Former NHL defenceman Mike Weaver, on facing down hockey's ‘afterlife'
Near the end, there were days when Mike Weaver would wake up with unexplained swelling on the left side of his face. Sometimes, he said, the swelling would be on the right side instead, and he could never determine the rhythm, the pattern or the cause.
His face had absorbed plenty of punishment over more than 650 games in the National Hockey League, getting bruised, battered and cut. None of that explained the swelling. He took pictures of it. He went to see a doctor about it.
They told him it was idiopathic — there was no known cause.
“After I retired, everything went away,” Weaver said. “I've never had it since. It was basically stress.”
Despite having never been drafted, he spent more than a decade as a defenceman in the league, making stops in Atlanta, Los Angeles, Vancouver, St. Louis, Florida and Montreal. He made a living deeper on the depth chart, fending off challengers through film study, practice and professional evolution.
Indirectly, that precariousness helped direct him to where he was at a midtown Toronto coffee shop this month, smiling and busy. Weaver said he endured a period of depression when his career ended, but the steps he had taken to prepare for what he called his “afterlife” helped ease the transition.
He operates a high-level hockey school, Defence First, in the summer. He also co-founded a platform that helps modernize the way coaches at all levels develop and execute practices, with Coach Them, a web-based depot for drills and plans.
He laughed: “I had someone tell me, 'Hey man, you're retired: You're going to have to work more hours for way less money.'”
Weaver was never a lock to crack an NHL roster, so in his second year at Michigan State University, he said he took a kind of career aptitude test. It suggested he had an aptitude for computers, which he then built into his course calendar, signing up for classes in web design and software development.
In elementary school, he remembered assembling his parents' complex stereo system without the aid of an instruction manual. The family had a rudimentary computer when he was growing up — the famous Commodore 64 — and it fascinated him.
That fascination followed him to the NHL, where he kept an eye on his life after hockey.
“While I was on the charter, I was always designing websites while all these guys were losing money at the poker table,” he said with a smile. “I designed a lot of websites for a lot of people for my first seven years.”
He is chief executive of the coaching platform he co-founded with former NHL goaltender Robb Tallas, and he said several NHL teams are now on board as clients. Weaver said around 2,500 coaches are using it regularly, and that the company is in talks to expand its base.
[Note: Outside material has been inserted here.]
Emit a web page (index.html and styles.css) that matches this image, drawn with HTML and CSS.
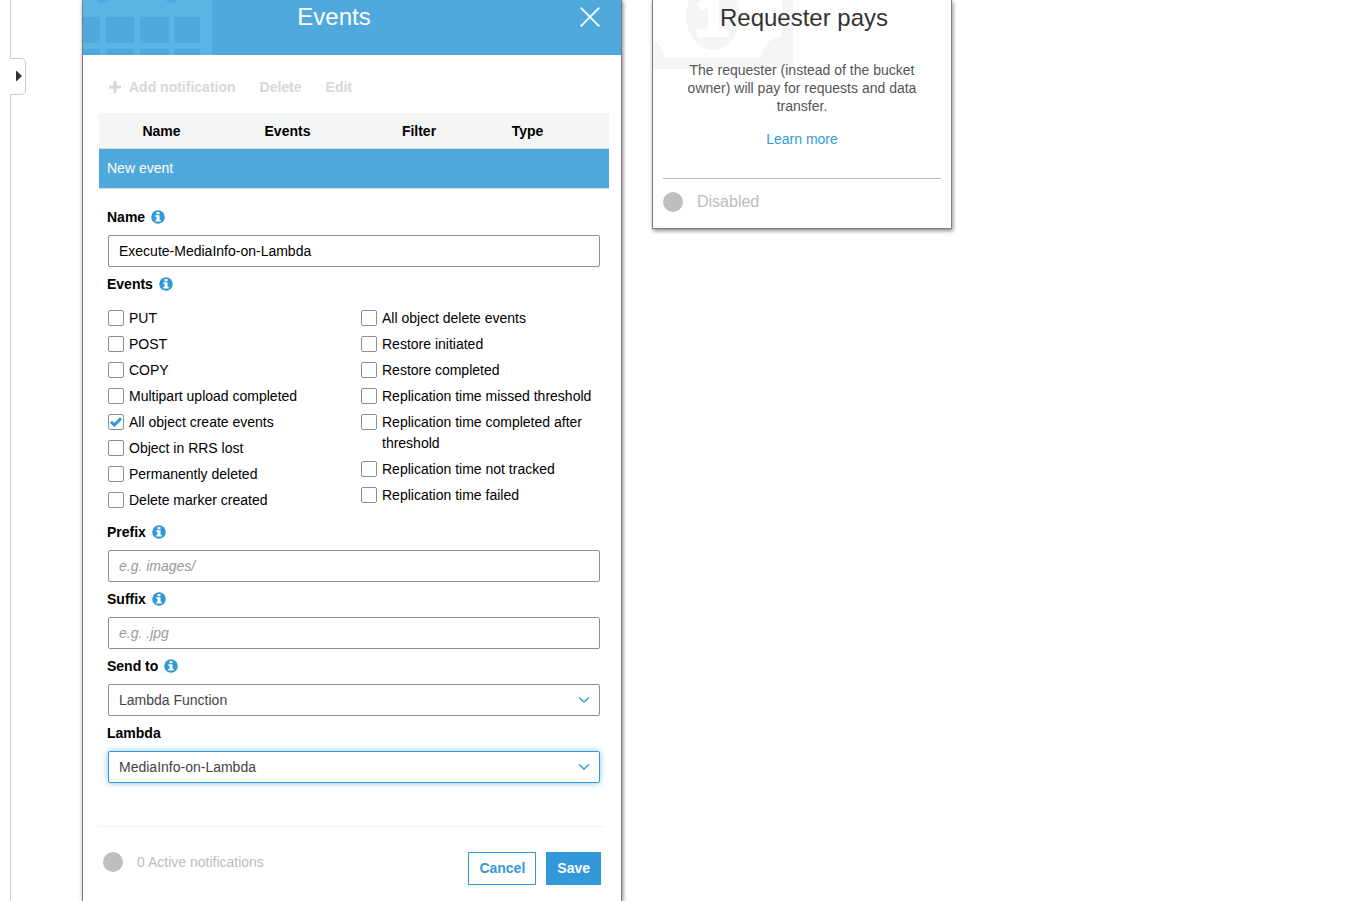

“Evolving the product, just like I was evolving my game,” he said. “I was always watching videos, looking at my mistakes and, 'how can I learn from that, and how can I change it?' And that's kind of what the whole business world is.”
Weaver, as the father of two, is also a minor hockey coach. His said his company's platform would allow for a minor hockey association to upload approved or preferred drills, and send them out to coaches at all levels.
“I think coaches don't understand what's at stake — their responsibility,” he said. “They think, 'OK, I'm going to have a team, that's great, we'll be able to win some games.' But you're responsible for 15 kids, to develop them.
“It's kind of almost like a teacher in school. If you don't teach them the right things, which they're supposed to learn that year, in the following year, they're going to be behind.”
Weaver runs his specialized hockey school over the summer. He will work with close to 250 players over the course of a month this summer, and that he has worked with clients from as far away as Russia, China and Sweden.
He has also spent time helping with the flooring business his father founded with his grandfather.
“Now, let's just say I didn't have anything planned: You're starting off, and all of the sudden, you're basically a newborn,” said Weaver. “Because you have no experience. What are you going to put on your résumé? 'I played in the NHL?'
“That only gets you so far. It might get you in the door for an interview, but then they're going to be like, 'well, what other experience do you have?'”
Where does his retirement plan have him in the next three-to-five years?
Weaver paused: “Hopefully on a beach in Turks and Caicos.”
He smiled again.
“I just want to have fun now, to be honest,” he said. “It's one of the toughest things, as a pro athlete, to transition to afterlife.”